Documentation Downloads MySQL.com

Developer Zone

Section Menu:

About Worklog
MySQL Worklogs are design specifications for changes that may define past work, or be considered for future development.

WL#9554: Varlen keys for sorting multibyte String values

Affects: Server-8.0 — Status: Complete

Description
Requirements

Unicode collations are sorted by means of variable-length weight strings. In the 
worst case, these weight strings can become very long; for instance, for 
utf8mb4_0900_as_cs, we have a strnxfrm_multiply of 24, which is interpreted as 
every byte in the input string becoming potentially 24 bytes. In other words, a 
VARCHAR(100), which can be up to 400 bytes, gets 9600 bytes allocated for 
filesort, even if it just contains a simple 'a' (which is six bytes of weight 
plus some level separators).
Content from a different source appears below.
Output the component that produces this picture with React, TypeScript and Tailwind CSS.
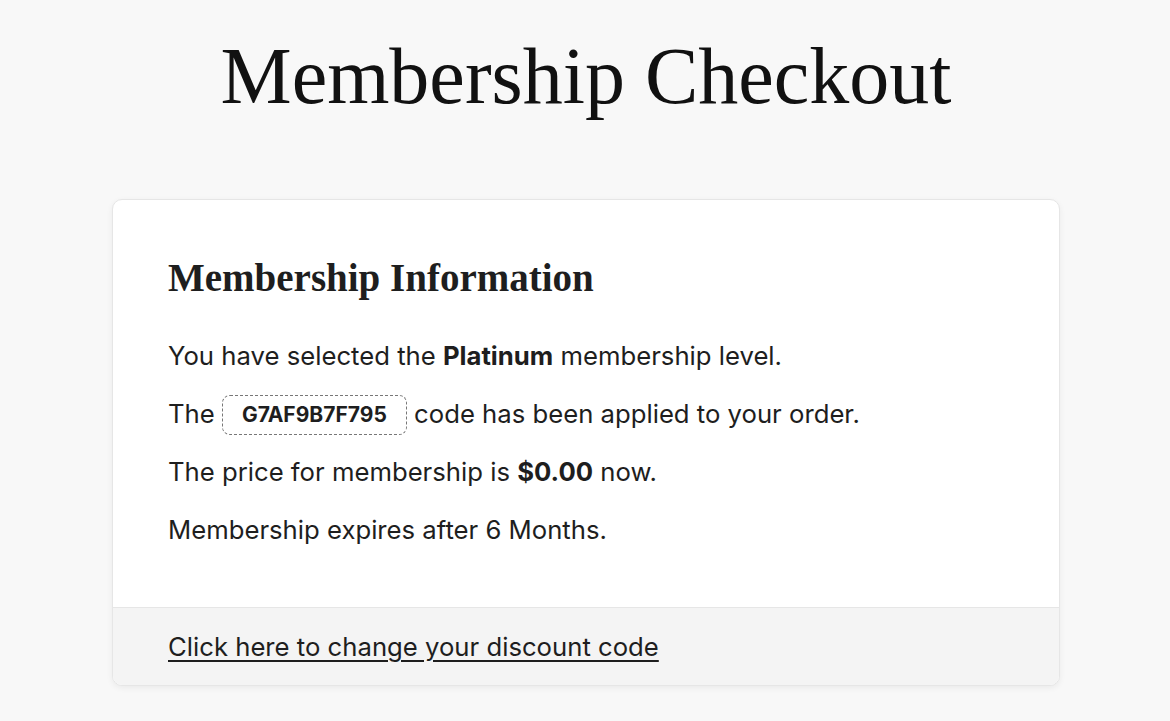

The default set max_sort_length=1024 masks this 
problem somewhat by truncating the weight strings, at the cost of incorrect and 
unpredictable sorting when actually sorting strings that need long weight 
strings.

This WL aims to introduce variable-length keys when sorting NO PAD collations. 
(PAD collations still need to be fixed length, because they are conceptually 
extended to infinity.) It builds on the existing semantics for sorting JSON using 
variable-length keys; it doesn't try to replace strnxfrm with strnncollsp, which 
would also be an interesting avenue, but can happen in a later WL.

User Documentation
==================

https://dev.mysql.com/doc/relnotes/mysql/8.0/en/news-8-0-2.html

F1 - Correct sort order should be preserved for all types. (It is not required to 
have equal sort order where the existing sort is already nondeterministic, like 
hitting limits for max_sort_length or on equal keys.)

NF1 - Sysbench sorting benchmarks should be not markedly slower than before.

NF2 - Sorting of sparse keys (e.g. a list of names in VARCHAR(100) COLLATE 
utf8mb4_0900_as_cs) should be significantly faster than before.